Powell v. State

TEAGUE, Judge,

dissenting.

The Supreme Court of the United States has entered an Order that pertains to this cause, namely, “this cause is remanded to the Court of Criminal Appeals of Texas for further consideration in light of Satterwhite v. Texas, 486 U.S. 249, 108 S.Ct. 1792, 100 L.Ed.2d 284 (1988).” What does this Order mean?

It appears to me and Joe Vargo of the Austin American-Statesmen, if no one else, that the Supreme Court’s Order must be read literally, and, if read literally, it is obvious to me and Vargo, if no one else, that, as Vargo put it, the Supreme Court of the United States ruled that “In vacating Powell’s [the appellant’s] sentence, the Supreme Court said the trial court erred during the punishment phase of the trial by allowing testimony from a psychiatrist [sic].”

I find that the Supreme Court of the United States disagrees not only with what this Court stated and held when this cause was previously before this Court regarding the Estelle v.

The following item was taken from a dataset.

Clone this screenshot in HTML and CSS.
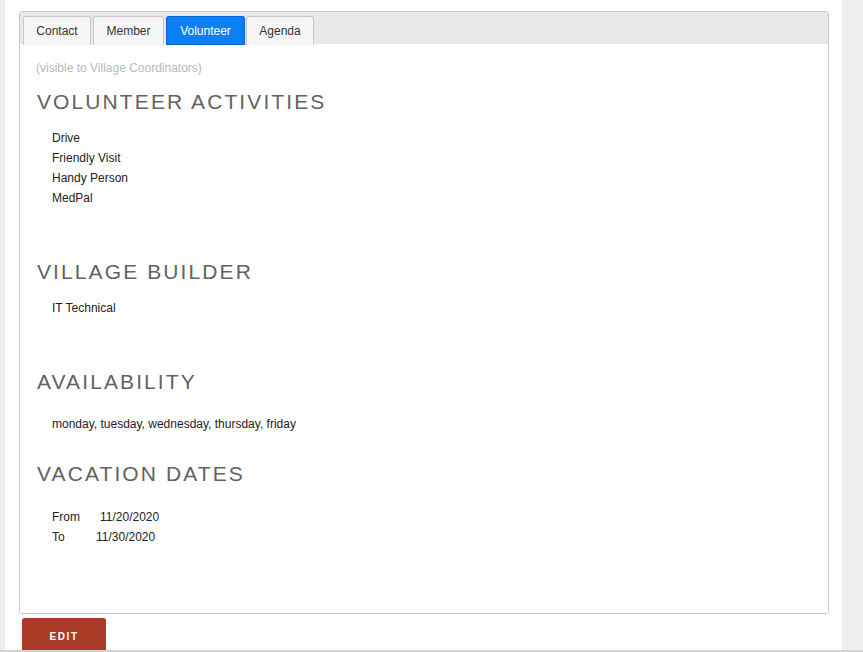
FILE: index.html
```html
<!DOCTYPE html>
<html lang="en">

<head>
    <meta charset="UTF-8">
    <meta name="viewport" content="width=device-width, initial-scale=1.0">
    <title>Volunteer</title>
    <link rel="stylesheet" href="styles.css">
</head>

<body>
    <div class="page">
        <div class="row">
            <div class="side side-left"></div>
            <div class="main">
                <div class="panel">
                    <ul class="tabs">
                        <li class="tab">Contact</li>
                        <li class="tab">Member</li>
                        <li class="tab active">Volunteer</li>
                        <li class="tab">Agenda</li>
                    </ul>
                    <div class="content">
                        <p class="note">(visible to Village Coordinators)</p>

                        <h3 class="section-title">Volunteer Activities</h3>
                        <ul class="items">
                            <li>Drive</li>
                            <li>Friendly Visit</li>
                            <li>Handy Person</li>
                            <li>MedPal</li>
                        </ul>

                        <h3 class="section-title">Village Builder</h3>
                        <ul class="items">
                            <li>IT Technical</li>
                        </ul>

                        <h3 class="section-title">Availability</h3>
                        <p class="days">monday, tuesday, wednesday, thursday, friday</p>

                        <h3 class="section-title">Vacation Dates</h3>
                        <table class="dates">
                            <tr><td class="label">From</td><td class="from">11/20/2020</td></tr>
                            <tr><td class="label">To</td><td class="to">11/30/2020</td></tr>
                        </table>
                    </div>
                </div>
                <button class="btn-edit">EDIT</button>
            </div>
            <div class="side side-right"></div>
        </div>
        <div class="bottom-line"></div>
    </div>
</body>

</html>
```

FILE: styles.css
```css
html,
body {
    margin: 0;
    padding: 0;
}

body {
    font-family: "Liberation Sans", Arial, sans-serif;
    font-size: 12px;
    color: #222;
    background: #fff;
}

ul {
    margin: 0;
    padding: 0;
}

li {
    list-style: none;
}

.page {
    height: 652px;
    display: flex;
    flex-direction: column;
}

.row {
    display: flex;
    height: 650px;
    overflow: hidden;
}

.side {
    background: #efefef;
}

.side-left { width: 5px; }
.side-right { width: 21px; }

.main {
    flex: 1;
    padding: 11px 0 0 14px;
}

.bottom-line {
    height: 2px;
    background: #d4d4d4;
}

.panel {
    width: 810px;
    height: 603px;
    box-sizing: border-box;
    border: 1px solid #c6c6c6;
    border-radius: 3px;
    overflow: hidden;
}

.tabs {
    display: flex;
    gap: 2px;
    height: 32px;
    box-sizing: border-box;
    padding: 4px 0 0 3px;
    background: #e8e8e8;
}

.tab {
    width: 66px;
    height: 28px;
    line-height: 28px;
    text-align: center;
    border: 1px solid #c8c8c8;
    border-bottom: none;
    border-radius: 3px 3px 0 0;
    background: #f6f6f6;
    color: #333;
}

.tab:nth-child(2) { width: 69px; }
.tab:nth-child(3) { width: 77px; }
.tab:nth-child(4) { width: 66px; margin-left: -1px; }

.tab.active {
    background: #0a7ff6;
    border-color: #0a62d0;
    color: #fff;
    box-shadow: inset 0 -1px 0 #0a5fc5;
}

.content {
    padding: 0 16px 0 16px;
}

.note {
    margin: 16px 0 0 0;
    line-height: 16px;
    color: #b9b9b9;
}

.section-title {
    margin: 14px 0 0 1px;
    font-size: 21px;
    line-height: 24px;
    font-weight: normal;
    letter-spacing: 2.1px;
    text-transform: uppercase;
    color: #626262;
}

.items {
    margin: 14px 0 52px 16px;
}

.items li {
    line-height: 20px;
}

.items + .section-title {
    margin-top: 0;
}

.days {
    margin: 20px 0 28px 16px;
    line-height: 20px;
}

.days + .section-title {
    margin-top: 0;
}

.dates {
    margin: 21px 0 0 14px;
    border-collapse: collapse;
    font-size: 12px;
}

.dates td {
    padding: 0 2px;
    height: 20px;
}

.dates .label {
    width: 44px;
}

.dates .to {
    position: relative;
    left: -4px;
}

.btn-edit {
    display: block;
    margin: 4px 0 0 3px;
    width: 84px;
    height: 38px;
    padding: 0;
    border: none;
    border-radius: 3px 3px 0 0;
    background: #a93a26;
    color: #fff;
    font-family: "Liberation Sans", Arial, sans-serif;
    font-size: 10px;
    font-weight: bold;
    letter-spacing: 1.6px;
    line-height: 38px;
}
```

Smith, 451 U.S. 454, 101 S.Ct. 1866, 68 L.Ed.2d 359 (1981), issue, i.e., it disagrees with what this Court’s previous majority opinion stated and held regarding the admission of the opinion testimony of Drs. Coons and Parker on the issue of appellant’s future dangerousness at the punishment stage of appellant’s trial, but also disagrees with this Court’s previous majority opinion’s holding that any error in admitting such testimony was harmless under Chapman v. California, 386 U.S. 18, 87 S.Ct. 824, 17 L.Ed.2d 705 (1967).

When this cause was previously before this Court I agreed with what Presiding Judge Onion, now retired, stated in the dissenting opinion that he filed in this cause, but honestly believed that the Supreme Court of the United States, if given the opportunity, would adopt in principle what the majority opinion of this Court by Judge Me Cormick, now Presiding Judge Me Cormick, stated and held. Thus, I went out on the limb and made a prediction, which has now been proved wrong, and therefore must acknowledge that I should not ever predict in print what a majority of the present Supreme Court of the United States might state and hold in a given capital murder case.

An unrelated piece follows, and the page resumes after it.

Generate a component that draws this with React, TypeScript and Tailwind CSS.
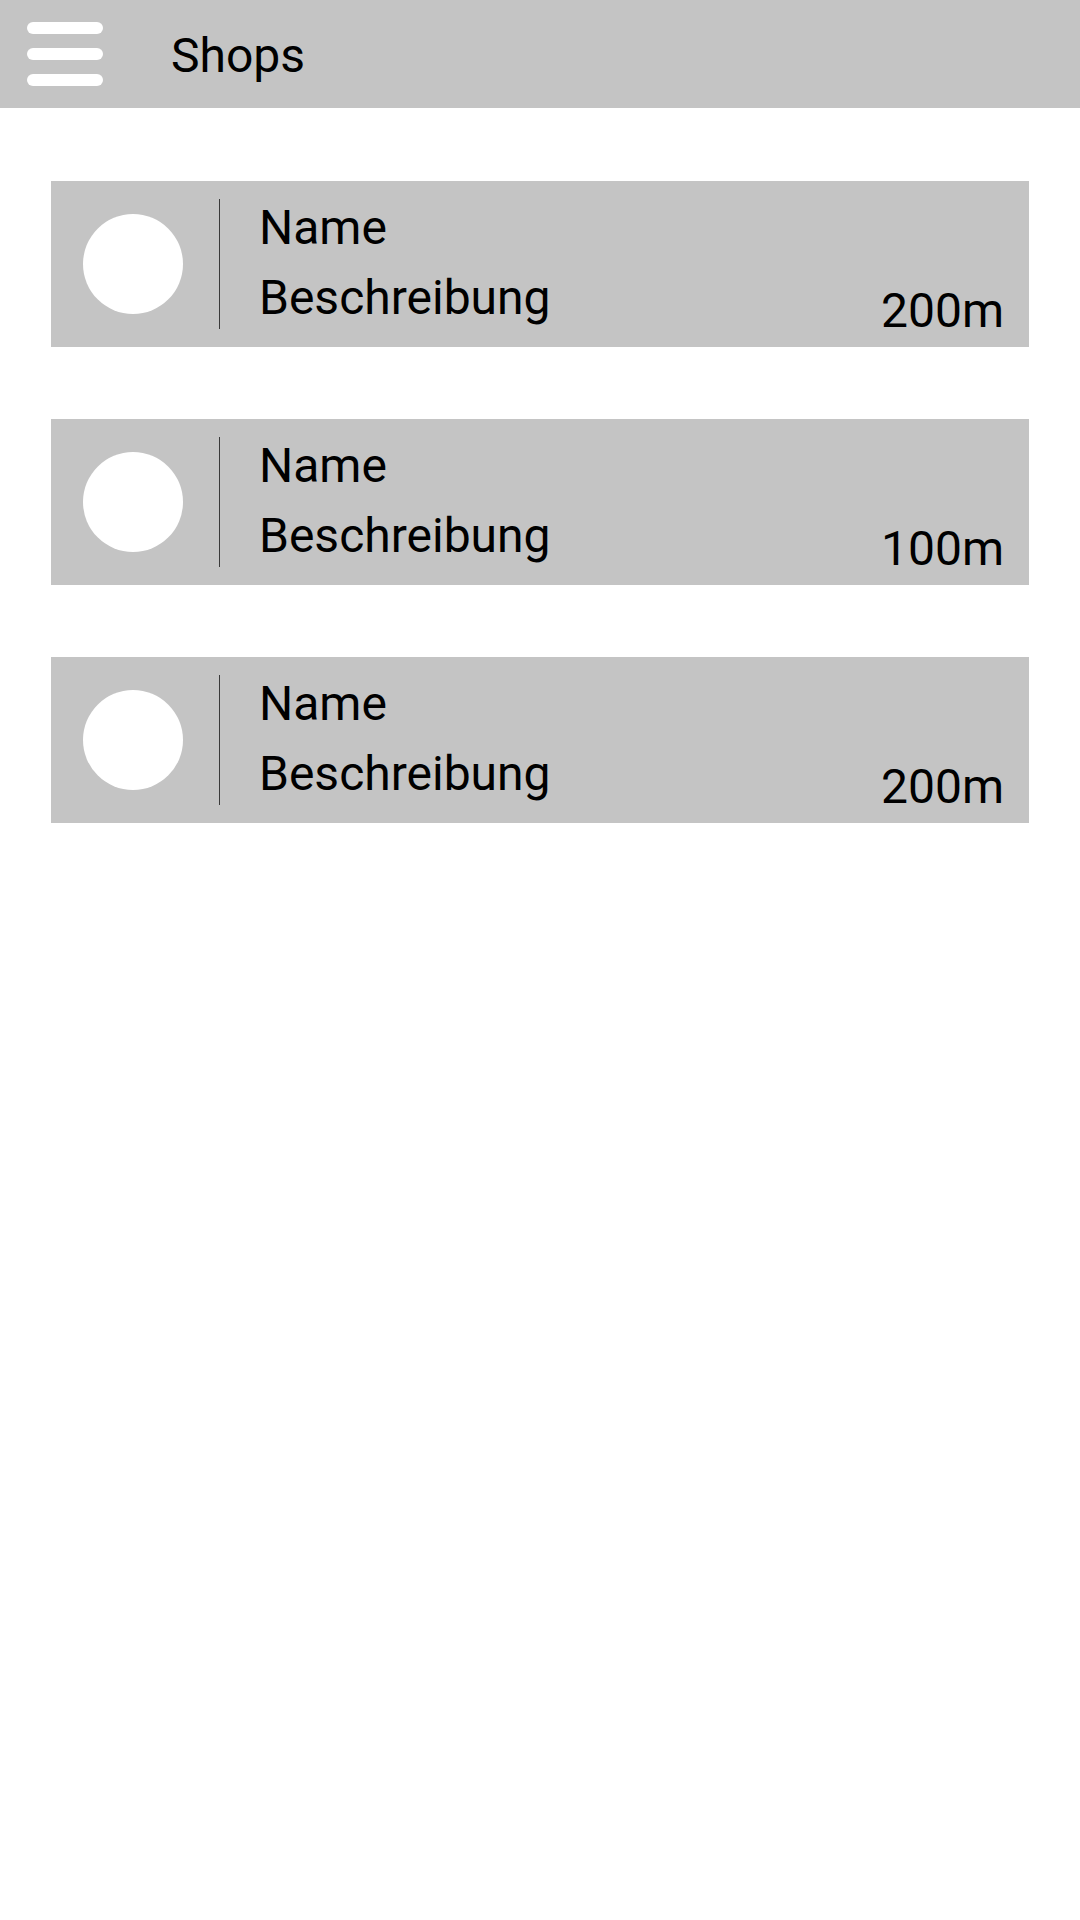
import React from "react";

type Shop = { name: string; description: string; distance: string };

const shops: Shop[] = [
  { name: "Name", description: "Beschreibung", distance: "200m" },
  { name: "Name", description: "Beschreibung", distance: "100m" },
  { name: "Name", description: "Beschreibung", distance: "200m" },
];

function MenuIcon() {
  return (
    <div className="flex flex-col gap-[14px]">
      <span className="block w-[76px] h-[12px] rounded-full bg-white" />
      <span className="block w-[76px] h-[12px] rounded-full bg-white" />
      <span className="block w-[76px] h-[12px] rounded-full bg-white" />
    </div>
  );
}

function ShopCard({ shop }: { shop: Shop }) {
  return (
    <div className="flex h-[166px] items-center bg-[#c4c4c4]">
      {/* Shop logo placeholder */}
      <div className="ml-[32px] h-[100px] w-[100px] flex-shrink-0 rounded-full bg-white" />
      <div className="ml-[36px] my-[18px] w-px self-stretch bg-[#3a3a3a]" />
      <div className="ml-[39px] flex flex-col self-stretch pt-[12px] text-[48px] leading-[70px] text-black">
        <span>{shop.name}</span>
        <span>{shop.description}</span>
      </div>
      <span className="ml-auto mr-[25px] mb-[12px] self-end text-[48px] leading-[48px] text-black">
        {shop.distance}
      </span>
    </div>
  );
}

export default function App() {
  return (
    <div
      className="min-h-[1920px] w-full bg-white"
      style={{ fontFamily: "Roboto, 'Noto Sans', sans-serif" }}
    >
      {/* Top bar */}
      <header className="flex h-[108px] items-center bg-[#c4c4c4] pl-[27px]">
        <MenuIcon />
        <h1 className="ml-[68px] pt-[3px] text-[48px] leading-[48px] font-normal text-black">
          Shops
        </h1>
      </header>

      {/* Shop list */}
      <main className="mx-[51px] flex flex-col gap-[72px] pt-[73px]">
        {shops.map((shop, i) => (
          <ShopCard key={i} shop={shop} />
        ))}
      </main>
    </div>
  );
}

My oath of office requires that when it comes to decisions of the Supreme Court of the United States, that concern federal constitutional law, I must acknowledge that that Court’s decisions are the Supreme Law of the Land. See Article VI, Federal Constitution. Also see Massachusetts v. Upton, 466 U.S. 727, 104 S.Ct. 2085, 80 L.Ed.2d 721 (1984). Of course, if a state court judgment is based upon an independent and adequate state ground, the Supreme Court of the United States has no jurisdiction to decide the case so long as the state court’s decision does not fall below the federal ceiling imposed on the States through the Fourteenth Amendment. See Michigan v. Long, 463 U.S. 1032, 103 S.Ct. 3469, 77 L.Ed.2d 1201 (1983). Also see Collins, Plain Statements: The Supreme Court’s New Requirement, 70 A.B.A.J. 92 (1983).

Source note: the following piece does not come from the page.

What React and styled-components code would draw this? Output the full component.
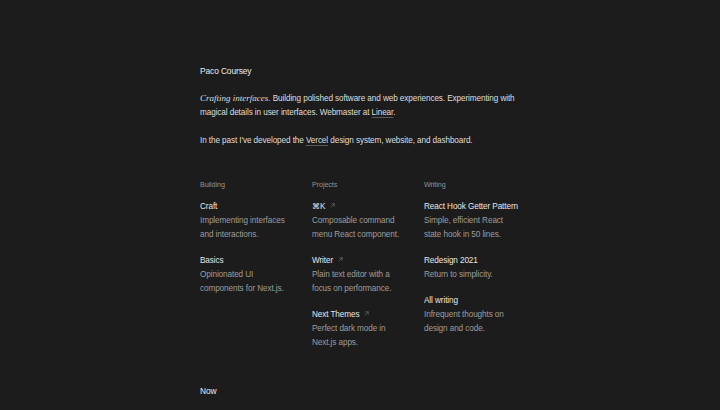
import React from "react";
import styled, { createGlobalStyle } from "styled-components";

const GlobalStyle = createGlobalStyle`
    html, body {
        margin: 0;
        padding: 0;
        background-color: #1c1c1c;
    }
    body {
        font-family: "Liberation Sans", Arial, sans-serif;
    }
`;

const Page = styled.main`
    width: 320px;
    margin: 0 auto;
    padding-top: 64px;
    font-size: 8.2px;
    letter-spacing: -0.1px;
    line-height: 14px;
    font-weight: 400;
    color: #dedede;
    min-height: 100vh;
`;
const Name = styled.h1`
    margin: 0 0 1px 0;
    font-size: 8.4px;
    line-height: 14px;
    font-weight: 400;
    color: #ececec;
`;
const Intro = styled.p`
    margin: 14px 0 0 0;
    line-height: 14px;
`;
const Serif = styled.em`
    font-family: "Liberation Serif", "DejaVu Serif", serif;
    font-size: 9px;
    letter-spacing: 0;
    line-height: 1;
    font-style: italic;
`;
const InlineLink = styled.a`
    color: inherit;
    text-decoration: underline;
    text-decoration-color: #5a5a5a;
    text-underline-offset: 2px;
`;
const Grid = styled.section`
    display: grid;
    grid-template-columns: repeat(3, 1fr);
    column-gap: 16px;
    margin-top: 30px;
`;
const Column = styled.div`
    display: flex;
    flex-direction: column;
    gap: 12px;
`;
const Heading = styled.h2`
    margin: 0 0 -4px 0;
    font-size: 7.2px;
    line-height: 14px;
    font-weight: 400;
    color: #939393;
`;
const Item = styled.div`
    display: flex;
    flex-direction: column;
`;
const Title = styled.span`
    color: #e6e6e6;
    display: inline-flex;
    align-items: center;
    gap: 4px;
    white-space: nowrap;
`;
const Desc = styled.span`
    color: #9c9c9c;
`;
const Arrow = styled.svg`
    width: 7px;
    height: 7px;
    color: #6e6e6e;
    margin-top: -3px;
`;
const Now = styled.h2`
    margin: 34px 0 0 0;
    font-size: 8.4px;
    line-height: 14px;
    font-weight: 400;
    color: #ececec;
`;

const External = () => (
    <Arrow viewBox="0 0 10 10" fill="none" stroke="currentColor" strokeWidth="1">
        <path d="M2.5 7.5 L7.5 2.5 M3.5 2.5 H7.5 V6.5" />
    </Arrow>
);

const columns = [
    {
        heading: "Building",
        items: [
            { title: "Craft", desc: "Implementing interfaces and interactions." },
            { title: "Basics", desc: "Opinionated UI components for Next.js." },
        ],
    },
    {
        heading: "Projects",
        items: [
            { title: "⌘K", desc: "Composable command menu React component.", ext: true },
            { title: "Writer", desc: "Plain text editor with a focus on performance.", ext: true },
            { title: "Next Themes", desc: "Perfect dark mode in Next.js apps.", ext: true },
        ],
    },
    {
        heading: "Writing",
        items: [
            { title: "React Hook Getter Pattern", desc: "Simple, efficient React state hook in 50 lines." },
            { title: "Redesign 2021", desc: "Return to simplicity." },
            { title: "All writing", desc: "Infrequent thoughts on design and code." },
        ],
    },
];

const App = () => {
    return (
        <>
            <GlobalStyle />
            <Page>
                <Name>Paco Coursey</Name>
                <Intro>
                    <Serif>Crafting interfaces.</Serif> Building polished software and web
                    experiences. Experimenting with magical details in user interfaces.
                    Webmaster at <InlineLink>Linear</InlineLink>.
                </Intro>
                <Intro>
                    In the past I've developed the <InlineLink>Vercel</InlineLink> design
                    system, website, and dashboard.
                </Intro>
                <Grid>
                    {columns.map((col) => (
                        <Column key={col.heading}>
                            <Heading>{col.heading}</Heading>
                            {col.items.map((item) => (
                                <Item key={item.title}>
                                    <Title>
                                        {item.title}
                                        {item.ext && <External />}
                                    </Title>
                                    <Desc>{item.desc}</Desc>
                                </Item>
                            ))}
                        </Column>
                    ))}
                </Grid>
                <Now>Now</Now>
            </Page>
        </>
    );
};

export default App;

Therefore, I respectfully dissent to the majority of this Court’s refusal to adopt Presiding Judge Onion’s well reasoned and well written dissenting opinion on original submission as “The Opinion of the Court of Criminal Appeals on Remand from the Supreme Court of the United States” and also respectfully dissent to this Court’s majority opinion’s feeble efforts to delay doing what its federal constitutional law duty requires that this Court must do.